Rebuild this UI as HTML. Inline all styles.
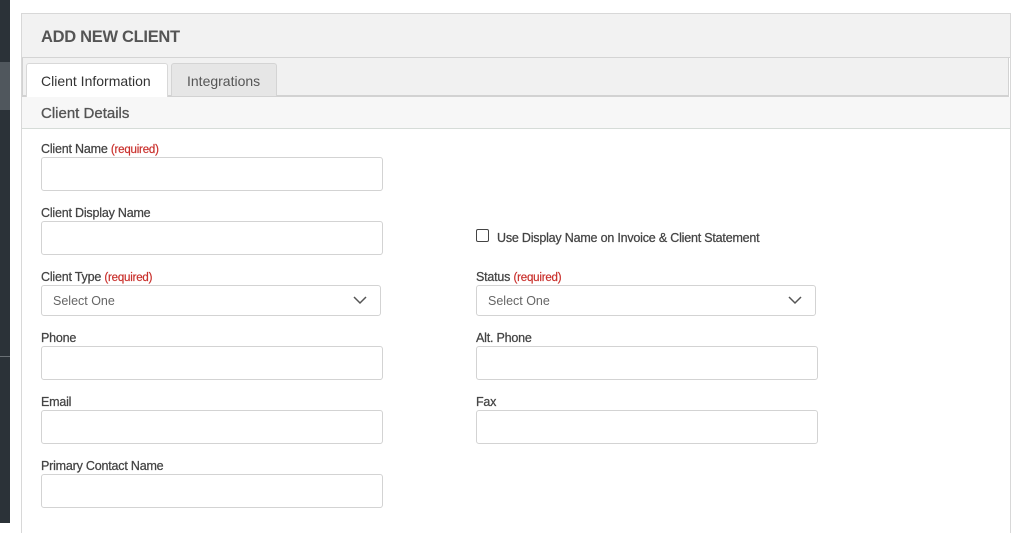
==
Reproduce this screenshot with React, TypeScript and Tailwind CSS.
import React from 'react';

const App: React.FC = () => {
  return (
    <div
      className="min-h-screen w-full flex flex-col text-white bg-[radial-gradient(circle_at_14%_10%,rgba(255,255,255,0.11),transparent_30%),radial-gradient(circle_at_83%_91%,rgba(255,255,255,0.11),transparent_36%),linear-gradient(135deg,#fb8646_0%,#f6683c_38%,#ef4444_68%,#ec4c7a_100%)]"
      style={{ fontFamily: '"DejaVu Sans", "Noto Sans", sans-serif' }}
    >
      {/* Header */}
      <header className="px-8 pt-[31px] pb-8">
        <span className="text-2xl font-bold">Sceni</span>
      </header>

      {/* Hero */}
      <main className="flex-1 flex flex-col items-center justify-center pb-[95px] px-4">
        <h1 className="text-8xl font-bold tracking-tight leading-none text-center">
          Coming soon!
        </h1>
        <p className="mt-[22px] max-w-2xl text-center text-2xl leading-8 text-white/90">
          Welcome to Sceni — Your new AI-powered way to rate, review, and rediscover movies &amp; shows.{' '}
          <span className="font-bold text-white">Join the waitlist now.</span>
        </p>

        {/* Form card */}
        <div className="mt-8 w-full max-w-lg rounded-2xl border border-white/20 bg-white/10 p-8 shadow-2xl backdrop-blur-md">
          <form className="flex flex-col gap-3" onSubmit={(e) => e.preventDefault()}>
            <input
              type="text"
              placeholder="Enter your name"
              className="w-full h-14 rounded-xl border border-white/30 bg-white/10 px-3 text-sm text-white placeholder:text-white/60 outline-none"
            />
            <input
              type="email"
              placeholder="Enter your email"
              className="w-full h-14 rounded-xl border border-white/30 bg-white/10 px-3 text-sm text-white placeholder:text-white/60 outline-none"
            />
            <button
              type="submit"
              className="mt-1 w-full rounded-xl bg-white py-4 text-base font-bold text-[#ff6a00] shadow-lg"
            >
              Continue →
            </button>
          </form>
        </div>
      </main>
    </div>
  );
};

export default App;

*YOUR INSTRUCTIONS:*
Retype only what lies between the line bearing "Reproduce this screenshot" and the line bearing "import React from 'react';", keeping both of those lines.

*FINISHED TASK:*
Reproduce this screenshot with React, TypeScript and Tailwind CSS.
import React from 'react';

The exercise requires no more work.